6. Bank Account History – A Clean Statement Helps
Your bank statement is a mirror of your financial habits.
Banks check:
Salary deposits
Regular expenses
Late payments
Cash withdrawals
Bounce charges
Pending dues
Any sudden large transactions or negative balances can impact your eligibility.
Tip: Maintain a clean and stable bank statement for at least 6 months before applying.
7. Employment Type – Salaried vs. Self-Employed
Banks generally prefer salaried employees because their income is stable and predictable.
Salaried applicants have:
Higher approval chances
Faster processing
Lower interest rates
Self-employed individuals may need to provide additional documents like business proof, tax records, and audited financials.

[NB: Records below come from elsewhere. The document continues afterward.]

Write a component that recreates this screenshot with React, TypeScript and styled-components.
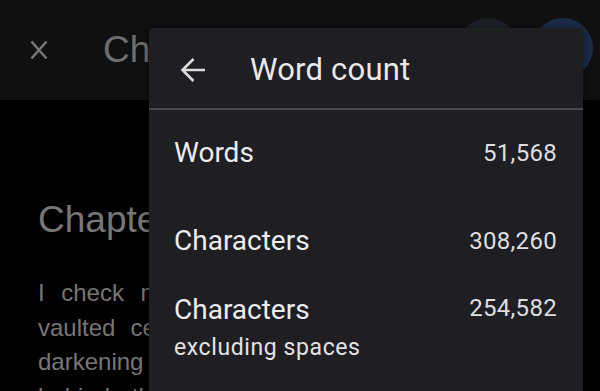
import React from "react";
import styled, { createGlobalStyle } from "styled-components";

const Global = createGlobalStyle`
  html, body { margin: 0; padding: 0; background: #000; }
  body { width: 600px; height: 391px; overflow: hidden; font-family: Roboto, "Liberation Sans", sans-serif; }
  #root { position: relative; width: 600px; height: 391px; overflow: hidden; }
`;

const Page = styled.div`
  display: flex;
  flex-direction: column;
  width: 600px;
  height: 391px;
  overflow: hidden;
  background: #000;
`;

const TopBar = styled.header`
  display: flex;
  align-items: center;
  flex-shrink: 0;
  height: 100px;
  padding: 0 7px 0 30px;
  box-sizing: border-box;
  background: #101010;
`;

const CloseButton = styled.div`
  display: flex;
  width: 18px;
  height: 22px;
  color: #767676;
`;

const DocTitle = styled.div`
  margin-left: 55px;
  font-family: "Liberation Sans", Arial, sans-serif;
  font-size: 37px;
  color: #6e6e6e;
  white-space: nowrap;
`;

const Avatars = styled.div`
  display: flex;
  gap: 15px;
  margin-left: auto;
  align-self: flex-start;
  margin-top: 18px;
`;

const Avatar = styled.div<{ $tone: string }>`
  width: 60px;
  height: 60px;
  border-radius: 50%;
  background: ${(p) => p.$tone};
`;

const Body = styled.main`
  display: flex;
  flex-direction: column;
  flex-shrink: 0;
  padding: 0 38px;
  font-family: "Liberation Sans", Arial, sans-serif;
  color: #767676;
`;

const ChapterHeading = styled.h1`
  margin: 98px 0 0;
  font-size: 37px;
  font-weight: 400;
  line-height: 44px;
  white-space: nowrap;
`;

const Paragraph = styled.div`
  margin-top: 34px;
  display: flex;
  flex-direction: column;
`;

const Line = styled.div`
  font-size: 24px;
  line-height: 34.5px;
  text-align: justify;
  text-align-last: justify;
  white-space: nowrap;
`;

const Panel = styled.section`
  position: absolute;
  left: 149px;
  top: 28px;
  width: 434px;
  height: 420px;
  background: #1f1e23;
  border-radius: 4px;
  box-shadow: 0 2px 8px rgba(0, 0, 0, 0.5);
  display: flex;
  flex-direction: column;
  color: #e8e8ea;
`;

const PanelHeader = styled.div`
  display: flex;
  align-items: center;
  box-sizing: border-box;
  height: 82px;
  padding: 4px 0 0 31px;
  border-bottom: 2px solid #48484d;
  flex-shrink: 0;
`;

const BackIcon = styled.div`
  display: flex;
  width: 26px;
  height: 26px;
  color: #dcdcde;
`;

const PanelTitle = styled.div`
  margin-left: 44px;
  font-size: 31px;
  font-weight: 400;
  letter-spacing: 0.2px;
  line-height: 36px;
`;

const StatRow = styled.div<{ $h?: number }>`
  display: flex;
  justify-content: space-between;
  align-items: ${(p) => (p.$h ? "center" : "flex-start")};
  height: ${(p) => (p.$h ? `${p.$h}px` : "auto")};
  padding: ${(p) => (p.$h ? "0 26px 0 25px" : "7px 26px 0 25px")};
  flex-shrink: 0;
`;

const LabelGroup = styled.div`
  display: flex;
  flex-direction: column;
`;

const Label = styled.div`
  font-size: 28px;
  line-height: 34px;
  color: #ececee;
`;

const SubLabel = styled.div`
  font-size: 23px;
  letter-spacing: 0.6px;
  line-height: 30px;
  margin-top: 6px;
  color: #e2e2e4;
`;

const Value = styled.div<{ $top?: boolean }>`
  font-size: 24px;
  line-height: 34px;
  color: #dedee0;
  letter-spacing: 0.3px;
  margin-top: ${(p) => (p.$top ? "-2px" : "0")};
`;

const stats = [
  { label: "Words", value: "51,568", h: 86 },
  { label: "Characters", value: "308,260", h: 90 },
];

export default function App() {
  return (
    <>
      <Global />
      <Page>
        <TopBar>
          <CloseButton>
            <svg viewBox="0 0 18 22" width="18" height="22">
              <path d="M1.5 2.5 L16.5 19.5 M16.5 2.5 L1.5 19.5" stroke="currentColor" strokeWidth="2.6" fill="none" />
            </svg>
          </CloseButton>
          <DocTitle>Chapter 1</DocTitle>
          <Avatars>
            <Avatar $tone="#1c1f27" />
            <Avatar $tone="#1b2a46" />
          </Avatars>
        </TopBar>
        <Body>
          <ChapterHeading>Chapter 1</ChapterHeading>
          <Paragraph>
            <Line>I check my watch and then look up at the</Line>
            <Line>vaulted ceiling of the old cathedral, its stone</Line>
            <Line>darkening with the last light slipping in from</Line>
            <Line>behind the tall stained glass of the west</Line>
          </Paragraph>
        </Body>
      </Page>
      <Panel>
        <PanelHeader>
          <BackIcon>
            <svg viewBox="0 0 26 26" width="26" height="26">
              <path d="M25 13 H3 M13.5 2 L2.5 13 L13.5 24" stroke="currentColor" strokeWidth="2.6" fill="none" strokeLinejoin="miter" />
            </svg>
          </BackIcon>
          <PanelTitle>Word count</PanelTitle>
        </PanelHeader>
        {stats.map((s) => (
          <StatRow key={s.label} $h={s.h}>
            <Label>{s.label}</Label>
            <Value>{s.value}</Value>
          </StatRow>
        ))}
        <StatRow>
          <LabelGroup>
            <Label>Characters</Label>
            <SubLabel>excluding spaces</SubLabel>
          </LabelGroup>
          <Value $top>254,582</Value>
        </StatRow>
      </Panel>
    </>
  );
}
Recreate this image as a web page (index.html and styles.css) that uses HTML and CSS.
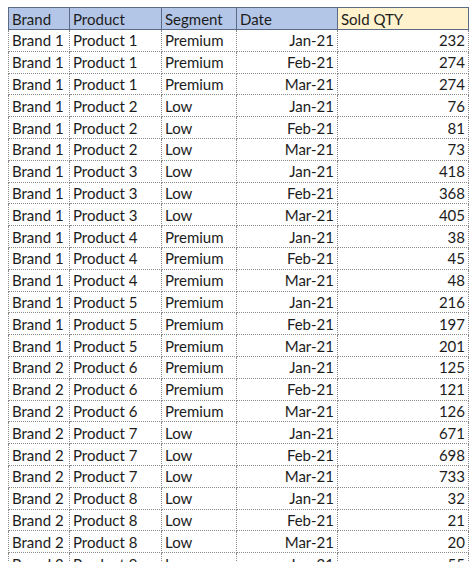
FILE: index.html
```html
<!DOCTYPE html>
<html>
<head>
<meta charset="utf-8">
<link rel="stylesheet" href="styles.css">
</head>
<body>
<div class="sheet">
<table class="grid">
<colgroup><col class="c1"><col class="c2"><col class="c3"><col class="c4"><col class="c5"></colgroup>
<thead>
<tr><th>Brand</th><th>Product</th><th>Segment</th><th>Date</th><th class="qty">Sold QTY</th></tr>
</thead>
<tbody>
<tr><td>Brand 1</td><td>Product 1</td><td>Premium</td><td class="r">Jan-21</td><td class="r">232</td></tr>
<tr><td>Brand 1</td><td>Product 1</td><td>Premium</td><td class="r">Feb-21</td><td class="r">274</td></tr>
<tr><td>Brand 1</td><td>Product 1</td><td>Premium</td><td class="r">Mar-21</td><td class="r">274</td></tr>
<tr><td>Brand 1</td><td>Product 2</td><td>Low</td><td class="r">Jan-21</td><td class="r">76</td></tr>
<tr><td>Brand 1</td><td>Product 2</td><td>Low</td><td class="r">Feb-21</td><td class="r">81</td></tr>
<tr><td>Brand 1</td><td>Product 2</td><td>Low</td><td class="r">Mar-21</td><td class="r">73</td></tr>
<tr><td>Brand 1</td><td>Product 3</td><td>Low</td><td class="r">Jan-21</td><td class="r">418</td></tr>
<tr><td>Brand 1</td><td>Product 3</td><td>Low</td><td class="r">Feb-21</td><td class="r">368</td></tr>
<tr><td>Brand 1</td><td>Product 3</td><td>Low</td><td class="r">Mar-21</td><td class="r">405</td></tr>
<tr><td>Brand 1</td><td>Product 4</td><td>Premium</td><td class="r">Jan-21</td><td class="r">38</td></tr>
<tr><td>Brand 1</td><td>Product 4</td><td>Premium</td><td class="r">Feb-21</td><td class="r">45</td></tr>
<tr><td>Brand 1</td><td>Product 4</td><td>Premium</td><td class="r">Mar-21</td><td class="r">48</td></tr>
<tr><td>Brand 1</td><td>Product 5</td><td>Premium</td><td class="r">Jan-21</td><td class="r">216</td></tr>
<tr><td>Brand 1</td><td>Product 5</td><td>Premium</td><td class="r">Feb-21</td><td class="r">197</td></tr>
<tr><td>Brand 1</td><td>Product 5</td><td>Premium</td><td class="r">Mar-21</td><td class="r">201</td></tr>
<tr><td>Brand 2</td><td>Product 6</td><td>Premium</td><td class="r">Jan-21</td><td class="r">125</td></tr>
<tr><td>Brand 2</td><td>Product 6</td><td>Premium</td><td class="r">Feb-21</td><td class="r">121</td></tr>
<tr><td>Brand 2</td><td>Product 6</td><td>Premium</td><td class="r">Mar-21</td><td class="r">126</td></tr>
<tr><td>Brand 2</td><td>Product 7</td><td>Low</td><td class="r">Jan-21</td><td class="r">671</td></tr>
<tr><td>Brand 2</td><td>Product 7</td><td>Low</td><td class="r">Feb-21</td><td class="r">698</td></tr>
<tr><td>Brand 2</td><td>Product 7</td><td>Low</td><td class="r">Mar-21</td><td class="r">733</td></tr>
<tr><td>Brand 2</td><td>Product 8</td><td>Low</td><td class="r">Jan-21</td><td class="r">32</td></tr>
<tr><td>Brand 2</td><td>Product 8</td><td>Low</td><td class="r">Feb-21</td><td class="r">21</td></tr>
<tr><td>Brand 2</td><td>Product 8</td><td>Low</td><td class="r">Mar-21</td><td class="r">20</td></tr>
<tr><td>Brand 3</td><td>Product 9</td><td>Low</td><td class="r">Jan-21</td><td class="r">55</td></tr>
</tbody>
</table>
</div>
</body>
</html>
```
FILE: styles.css
```css
html, body {
  margin: 0;
  padding: 0;
  background: #ffffff;
  overflow: hidden;
}
.sheet {
  padding: 7px 0 0 8px;
  height: 555px;
  overflow: hidden;
}
.grid {
  border-collapse: collapse;
  table-layout: fixed;
  width: 460px;
  font-family: Lato, "Open Sans", sans-serif;
  font-size: 15px;
  color: #1c1c1c;
}
.c1 { width: 61px; }
.c2 { width: 92px; }
.c3 { width: 75px; }
.c4 { width: 101px; }
.c5 { width: 131px; }
th, td {
  padding: 0 3px 0 3px;
  height: 21.8px;
  line-height: 20px;
  white-space: nowrap;
  overflow: hidden;
  box-sizing: border-box;
}
th {
  background: #b4c6e7;
  font-weight: normal;
  text-align: left;
  border: 1px solid #5b6b86;
  height: 22px;
}
th.qty {
  background: #fff2cc;
}
td {
  border-left: 1px dotted #8a8a8a;
  border-right: 1px dotted #8a8a8a;
  border-bottom: 1px dotted #8a8a8a;
}
td.r {
  text-align: right;
}
```
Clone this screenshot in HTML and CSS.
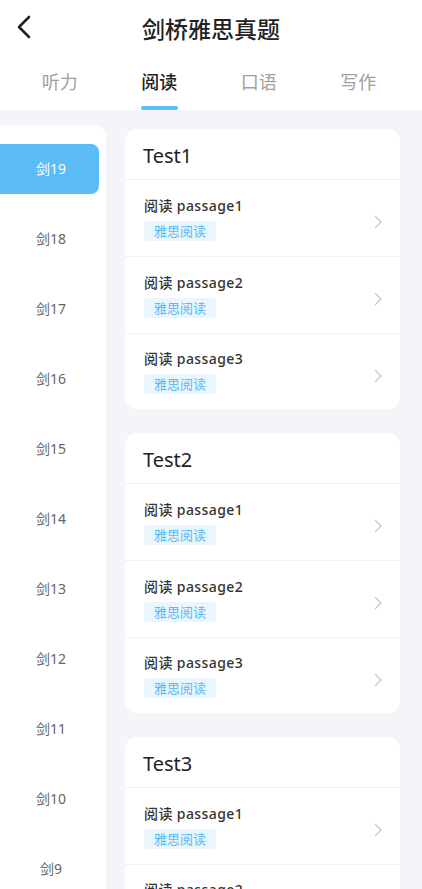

8. Documentation – Keep Everything Ready
To check eligibility and approve your loan, lenders require:
CNIC or ID proof
Salary slips
Bank statements (last 3–6 months)
Employment letter
Income proof (for self-employed)
Utility bills or address verification
If any document is missing or unclear, your eligibility can be affected.
9. Use Online Eligibility Calculators
Almost every bank offers an online personal loan eligibility calculator. These tools help you estimate:
How much loan amount you qualify for
Interest rate options
EMI based on salary
Repayment tenure
This is the easiest way to know your loan probability without affecting your credit score.
10. Improve Your Eligibility Before Applying
If your eligibility score is low, don’t apply immediately. Instead:
Increase your income
Pay off existing debt
Improve your credit score
Maintain a stable job
Provide multiple income proofs
Add a co-borrower or guarantor for support
These steps significantly increase approval chances and can also get you lower interest rates.
Conclusion
Checking your personal loan eligibility before applying saves time, prevents rejection, and improves your chances of getting a better loan offer. By understanding factors like age, income, job stability, credit score, bank statements, and existing debts, you can prepare yourself financially and apply with confidence.
If you plan carefully and meet the requirements, getting a personal loan becomes a smooth and stress-free experience.